Sur la demande en constat de la résiliation du bail':
L'article L.145-41 du code de commerce énonce : « Toute clause insérée dans le bail prévoyant la résiliation de plein droit ne produit effet qu'un mois après un commandement de payer demeuré infructueux. Le commandement doit, à peine de nullité, mentionner ce délai. Les juges saisis d'une demande présentée dans les formes et conditions prévues aux articles 1244-1 à 1244-3 du code civil peuvent, en accordant des délais, suspendre la réalisation et les effets des clauses de résiliation, lorsque la résiliation n'est pas constatée ou prononcée par une décision de justice ayant acquis l'autorité de la chose jugée. La clause résolutoire ne joue pas, si le locataire se libère dans les conditions fixées par le juge ».
Combiné au principe de l'arrêt des poursuites individuelles des créanciers, cet article emporte que le jeu de la clause résolutoire insérée au contrat de bail est paralysé dès lors qu'à la date du jugement d'ouverture de la procédure collective, l'action n'a pas encore été engagée ou que la décision ordonnant la résiliation du bail pour défaut de paiement de loyers n'est pas encore passée en force de chose jugée.
En l'espèce, la SCI Immorente a engagé l'action visant le constat de la résiliation du bail avant l'ouverture de la procédure collective du preneur. Néanmoins, l'ordonnance de référé rendue le 11 juillet 2024, dès lors qu'elle a été frappée d'appel, n'était pas passée en force de chose jugée au jour de l'ouverture de la procédure collective. Dès lors, en vertu de la règle de l'arrêt des poursuites individuelles, la juridiction des référés ne peut pas accueillir la demande en constat de la résiliation de bail.
La cour confirme par substitution de motifs la décision attaquée ayant dit n'y avoir lieu à référé.
Sur les demandes accessoires
La SCI Immorente succombant, la cour confirme sur les dépens la décision déférée y ajoutant la condamnation de l'appelante aux dépens à hauteur d'appel.

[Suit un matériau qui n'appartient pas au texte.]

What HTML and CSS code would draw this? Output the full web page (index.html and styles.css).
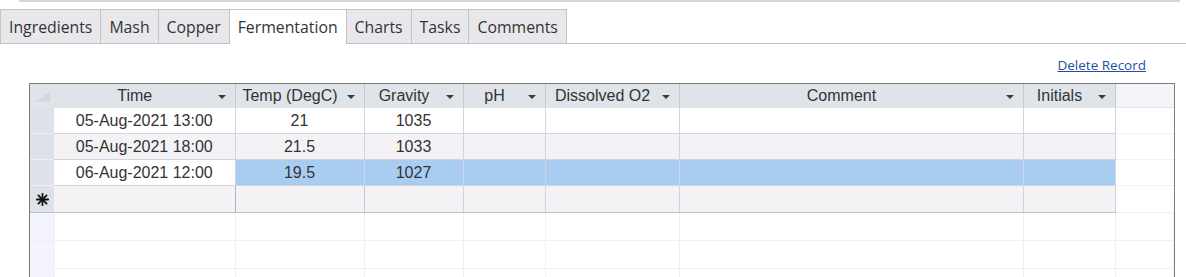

En équité, la cour confirme également ladite décision sur la non application des dispositions de l'article 700 du code de procédure civile, y ajoutant sa non application à hauteur d'appel.
PAR CES MOTIFS
Statuant dans les limites de l'appel,
La cour d'appel,
Confirme l'ordonnance de référé en toutes ses dispositions.
Y ajoutant,
Condamne la SCI Immorente aux dépens à hauteur d'appel.
Rejette toute demande au titre de l'article 700 du code de procédure civile.